Neste sentido, também é o entendimento da professora Maria Helena Diniz, que ao comentar o inciso VII do artigo 1.659 do CC/02, concluiu: “Assim, se alguém, sendo beneficiário de montepio, vier a casar-se, essa vantagem pecuniária não se comunicará ao seu cônjuge, por ser uma renda pessoal.”[1]
In casu, o relator salientou ainda que o benefício não poderia ter sido desfrutado no interregno da relação, considerando que o requerido nem sequer estava aposentado durante a relação.
O ministro destacou também a importância do equilíbrio financeiro e atuarial do plano de previdência, pois admitir a possibilidade de resgate antecipado de renda capitalizada, em desfavor de uma massa de participantes e beneficiários de um fundo, significaria lesionar terceiros de boa-fé que assinaram previamente o contrato sem tal previsão.

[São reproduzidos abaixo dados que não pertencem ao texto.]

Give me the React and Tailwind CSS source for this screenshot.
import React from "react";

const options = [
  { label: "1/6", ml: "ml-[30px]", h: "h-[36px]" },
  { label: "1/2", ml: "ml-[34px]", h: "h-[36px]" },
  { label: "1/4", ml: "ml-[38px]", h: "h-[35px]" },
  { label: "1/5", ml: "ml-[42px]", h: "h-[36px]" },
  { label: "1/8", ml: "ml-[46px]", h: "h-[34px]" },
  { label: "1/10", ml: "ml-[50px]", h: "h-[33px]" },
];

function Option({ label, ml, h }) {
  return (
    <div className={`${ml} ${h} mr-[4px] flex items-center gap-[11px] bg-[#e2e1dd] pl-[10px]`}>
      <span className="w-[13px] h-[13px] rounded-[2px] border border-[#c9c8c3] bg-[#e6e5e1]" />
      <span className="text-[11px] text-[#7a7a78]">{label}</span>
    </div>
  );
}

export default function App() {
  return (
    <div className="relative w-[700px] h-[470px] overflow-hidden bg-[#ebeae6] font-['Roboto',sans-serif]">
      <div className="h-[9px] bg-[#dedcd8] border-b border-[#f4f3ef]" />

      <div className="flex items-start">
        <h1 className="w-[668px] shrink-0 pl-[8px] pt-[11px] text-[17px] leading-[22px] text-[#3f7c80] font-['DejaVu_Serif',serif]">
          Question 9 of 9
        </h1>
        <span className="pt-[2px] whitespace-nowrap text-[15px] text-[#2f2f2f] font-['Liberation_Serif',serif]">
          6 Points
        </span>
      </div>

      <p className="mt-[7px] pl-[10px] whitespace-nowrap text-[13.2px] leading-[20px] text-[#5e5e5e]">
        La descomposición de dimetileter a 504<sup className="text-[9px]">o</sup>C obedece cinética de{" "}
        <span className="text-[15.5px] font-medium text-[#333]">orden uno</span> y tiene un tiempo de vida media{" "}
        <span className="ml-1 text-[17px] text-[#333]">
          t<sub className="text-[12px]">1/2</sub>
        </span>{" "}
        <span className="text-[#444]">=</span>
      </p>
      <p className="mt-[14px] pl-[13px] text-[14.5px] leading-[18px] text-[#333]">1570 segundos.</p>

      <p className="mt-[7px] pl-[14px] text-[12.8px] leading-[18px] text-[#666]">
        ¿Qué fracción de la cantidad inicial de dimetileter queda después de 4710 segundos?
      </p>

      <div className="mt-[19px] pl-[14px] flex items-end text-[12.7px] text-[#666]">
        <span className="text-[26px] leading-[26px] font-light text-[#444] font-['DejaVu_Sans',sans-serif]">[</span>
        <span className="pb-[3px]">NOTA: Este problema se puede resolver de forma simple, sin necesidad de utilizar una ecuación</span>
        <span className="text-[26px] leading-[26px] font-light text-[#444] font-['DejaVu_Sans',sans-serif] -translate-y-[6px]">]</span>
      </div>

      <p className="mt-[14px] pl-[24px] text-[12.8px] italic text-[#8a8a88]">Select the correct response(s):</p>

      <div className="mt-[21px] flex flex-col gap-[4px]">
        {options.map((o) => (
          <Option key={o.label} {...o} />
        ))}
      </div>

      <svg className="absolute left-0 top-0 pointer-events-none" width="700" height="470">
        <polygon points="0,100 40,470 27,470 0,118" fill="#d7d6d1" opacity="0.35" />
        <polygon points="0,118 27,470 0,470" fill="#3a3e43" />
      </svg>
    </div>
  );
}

Explicou que “tal verba não pode ser levantada ou resgatada ao bel prazer do participante, que deve perder o vínculo empregatício com a patrocinadora ou completar os requisitos para tanto, sob pena de violação de normas previdenciárias e estatutárias”.
Villas Bôas Cueva consignou ainda que, caso o regime de casamento fosse acrescentado ao cálculo, haveria um desequilíbrio do sistema como um todo, “criando a exigência de que os regulamentos e estatutos das entidades previdenciárias passassem a considerar o regime de bens de união estável ou casamento dos participantes no cálculo atuarial, o que não faz o menor sentido por não se estar tratando de uma verba tipicamente trabalhista, mas, sim, de pensão, cuja natureza é distinta”.

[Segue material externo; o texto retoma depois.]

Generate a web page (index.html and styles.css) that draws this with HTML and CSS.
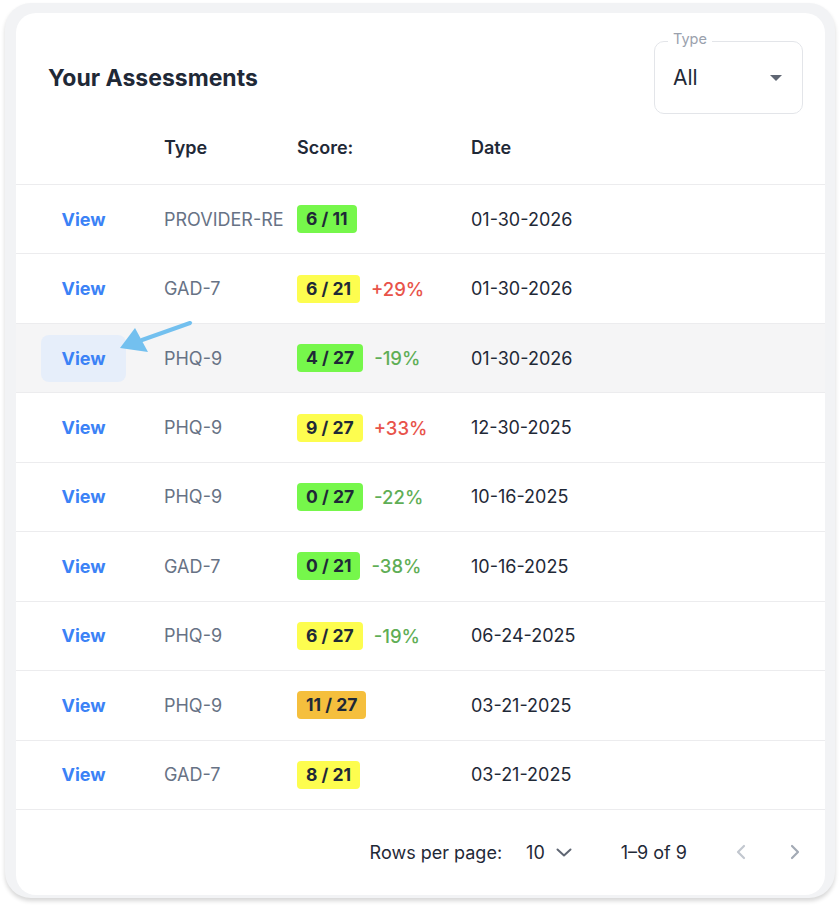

Todavia, de forma totalmente diversa, é o pensamento da ilustre doutrinadora Maria Berenice Dias, ao comentar a parte excludente da comunhão de bens: “Absolutamente desarrazoado excluir da universalidade dos bens comuns os proventos do trabalho pessoal de cada cônjuge (art. 1.659, Inciso VI do CC/02) e rendas semelhantes (art. 1.659, Inciso VII do CC/02). Injusto que o cônjuge que trabalha por contraprestação pecuniária, mas não converte suas economias em patrimônio, seja privilegiado e suas reservas consideradas crédito pessoal e incomunicável.”[2]
No nosso juízo, é que tanto no contrato de seguro de vida, quanto na previdência privada, no caso morte, denominado pecúlio, o terceiro na condição que tiver com o segurador ou o participante, não tem qualquer direito sobre o valor aportado para esta modalidade contratual.
É por isto que o inciso VII do artigo 1659 do Código Civil excepciona da comunhão “montepios e outras rendas semelhantes”, assim como determina sua impenhorabilidade nos incisos IV e VI do artigo 833 do Código de Processo Civil.
Ambos têm a mesma natureza jurídica, pecúlio e seguro de vida. Os pagamentos são realizados aos beneficiários designados tanto pelo participante no caso da previdência privada como pelo segurado na hipótese de seguro de vida.
A diferença existe quando na previdência privada se fala em renda, que é aquele valor pago ao beneficiário mensalmente, se constituindo uma obrigação de trato sucessivo. Neste caso, o benefício legado ao terceiro embora também não entre no rol sucessório sua natureza jurídica difere do pecúlio e do seguro de vida.
Estas são ligeiras considerações ao azo do tema ventilado na decisão acima comentada.
Brasília-DF, 21 de julho de 2017.
Voltaire Marensi.
Advogado e Professor.
César Peixoto
Advogado
[1] DINIZ, Maria Helena. Curso de Direito Civil Brasileiro, 22. Ed. Saraiva, v. 5, p.165/166, 2007.
[2] DIAS, Maria Berenice. Manual de Direito das Famílias. 11 edição, revista, atualizada e ampliada, Revista dos Tribunais, p. 317, 2016.